The data:
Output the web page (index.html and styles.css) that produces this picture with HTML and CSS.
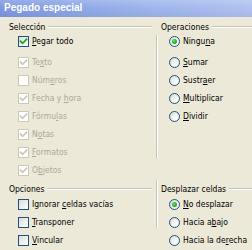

==

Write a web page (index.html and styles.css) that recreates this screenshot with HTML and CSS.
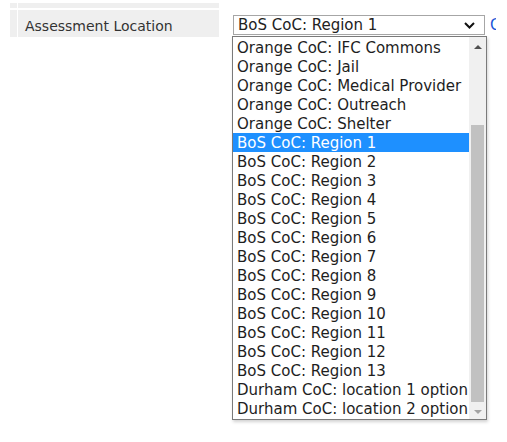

---

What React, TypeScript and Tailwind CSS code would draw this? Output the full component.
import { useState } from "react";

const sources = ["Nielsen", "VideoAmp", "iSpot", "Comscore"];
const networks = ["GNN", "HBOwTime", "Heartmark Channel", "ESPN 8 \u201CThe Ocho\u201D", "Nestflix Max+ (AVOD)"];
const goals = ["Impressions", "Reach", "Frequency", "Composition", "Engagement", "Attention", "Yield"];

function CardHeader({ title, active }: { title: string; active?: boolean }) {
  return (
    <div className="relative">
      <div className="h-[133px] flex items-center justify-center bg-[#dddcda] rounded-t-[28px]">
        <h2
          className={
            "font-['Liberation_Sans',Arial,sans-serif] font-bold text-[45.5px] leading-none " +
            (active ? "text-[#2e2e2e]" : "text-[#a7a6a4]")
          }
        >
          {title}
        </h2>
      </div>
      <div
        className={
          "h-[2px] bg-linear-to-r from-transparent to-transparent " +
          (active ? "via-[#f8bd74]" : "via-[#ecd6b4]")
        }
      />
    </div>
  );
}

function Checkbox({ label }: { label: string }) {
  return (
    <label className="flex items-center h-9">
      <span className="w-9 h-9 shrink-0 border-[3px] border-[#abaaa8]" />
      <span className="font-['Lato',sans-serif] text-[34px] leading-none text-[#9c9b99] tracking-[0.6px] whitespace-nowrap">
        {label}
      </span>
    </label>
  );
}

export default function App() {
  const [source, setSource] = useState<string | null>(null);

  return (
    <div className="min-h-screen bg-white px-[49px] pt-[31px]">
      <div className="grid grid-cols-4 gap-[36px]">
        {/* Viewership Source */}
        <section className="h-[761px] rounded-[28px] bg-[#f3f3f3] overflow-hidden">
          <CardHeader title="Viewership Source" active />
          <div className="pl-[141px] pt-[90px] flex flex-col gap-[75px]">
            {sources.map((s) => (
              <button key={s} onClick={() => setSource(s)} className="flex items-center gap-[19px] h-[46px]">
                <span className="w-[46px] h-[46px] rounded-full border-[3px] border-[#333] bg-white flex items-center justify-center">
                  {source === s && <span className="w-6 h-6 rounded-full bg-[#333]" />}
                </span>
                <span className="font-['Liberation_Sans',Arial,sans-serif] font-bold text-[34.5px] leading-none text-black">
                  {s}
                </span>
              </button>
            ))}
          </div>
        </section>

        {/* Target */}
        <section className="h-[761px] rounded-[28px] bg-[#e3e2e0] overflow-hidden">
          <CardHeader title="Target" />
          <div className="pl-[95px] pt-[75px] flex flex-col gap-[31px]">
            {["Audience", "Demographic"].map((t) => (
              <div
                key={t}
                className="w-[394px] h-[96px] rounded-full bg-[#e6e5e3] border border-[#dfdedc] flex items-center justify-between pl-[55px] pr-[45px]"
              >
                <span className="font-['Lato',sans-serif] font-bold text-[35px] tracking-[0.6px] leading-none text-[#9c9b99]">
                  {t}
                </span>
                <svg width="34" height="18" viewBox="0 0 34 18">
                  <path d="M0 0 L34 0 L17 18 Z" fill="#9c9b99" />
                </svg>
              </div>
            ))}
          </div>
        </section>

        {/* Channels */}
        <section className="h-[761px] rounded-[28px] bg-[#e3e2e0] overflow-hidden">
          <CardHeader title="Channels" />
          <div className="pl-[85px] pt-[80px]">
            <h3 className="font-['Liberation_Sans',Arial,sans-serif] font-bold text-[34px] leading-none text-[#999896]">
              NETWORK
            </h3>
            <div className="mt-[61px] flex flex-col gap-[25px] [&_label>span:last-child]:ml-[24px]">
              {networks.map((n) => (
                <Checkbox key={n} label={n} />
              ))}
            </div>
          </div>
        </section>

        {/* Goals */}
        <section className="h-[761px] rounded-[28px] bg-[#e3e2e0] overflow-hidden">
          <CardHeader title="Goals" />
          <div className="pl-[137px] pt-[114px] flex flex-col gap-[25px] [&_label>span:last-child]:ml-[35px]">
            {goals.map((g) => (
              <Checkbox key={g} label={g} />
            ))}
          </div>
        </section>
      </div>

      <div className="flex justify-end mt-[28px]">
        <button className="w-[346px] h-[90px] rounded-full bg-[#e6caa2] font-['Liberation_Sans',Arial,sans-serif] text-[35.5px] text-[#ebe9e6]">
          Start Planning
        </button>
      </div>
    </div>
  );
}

Exercise prompt: Nothing outside the span should appear: copy exactly from the line with "What React, TypeScript" through the line with "const [source, setSource]".

Task result:
What React, TypeScript and Tailwind CSS code would draw this? Output the full component.
import { useState } from "react";

const sources = ["Nielsen", "VideoAmp", "iSpot", "Comscore"];
const networks = ["GNN", "HBOwTime", "Heartmark Channel", "ESPN 8 \u201CThe Ocho\u201D", "Nestflix Max+ (AVOD)"];
const goals = ["Impressions", "Reach", "Frequency", "Composition", "Engagement", "Attention", "Yield"];

function CardHeader({ title, active }: { title: string; active?: boolean }) {
  return (
    <div className="relative">
      <div className="h-[133px] flex items-center justify-center bg-[#dddcda] rounded-t-[28px]">
        <h2
          className={
            "font-['Liberation_Sans',Arial,sans-serif] font-bold text-[45.5px] leading-none " +
            (active ? "text-[#2e2e2e]" : "text-[#a7a6a4]")
          }
        >
          {title}
        </h2>
      </div>
      <div
        className={
          "h-[2px] bg-linear-to-r from-transparent to-transparent " +
          (active ? "via-[#f8bd74]" : "via-[#ecd6b4]")
        }
      />
    </div>
  );
}

function Checkbox({ label }: { label: string }) {
  return (
    <label className="flex items-center h-9">
      <span className="w-9 h-9 shrink-0 border-[3px] border-[#abaaa8]" />
      <span className="font-['Lato',sans-serif] text-[34px] leading-none text-[#9c9b99] tracking-[0.6px] whitespace-nowrap">
        {label}
      </span>
    </label>
  );
}

export default function App() {
  const [source, setSource] = useState<string | null>(null);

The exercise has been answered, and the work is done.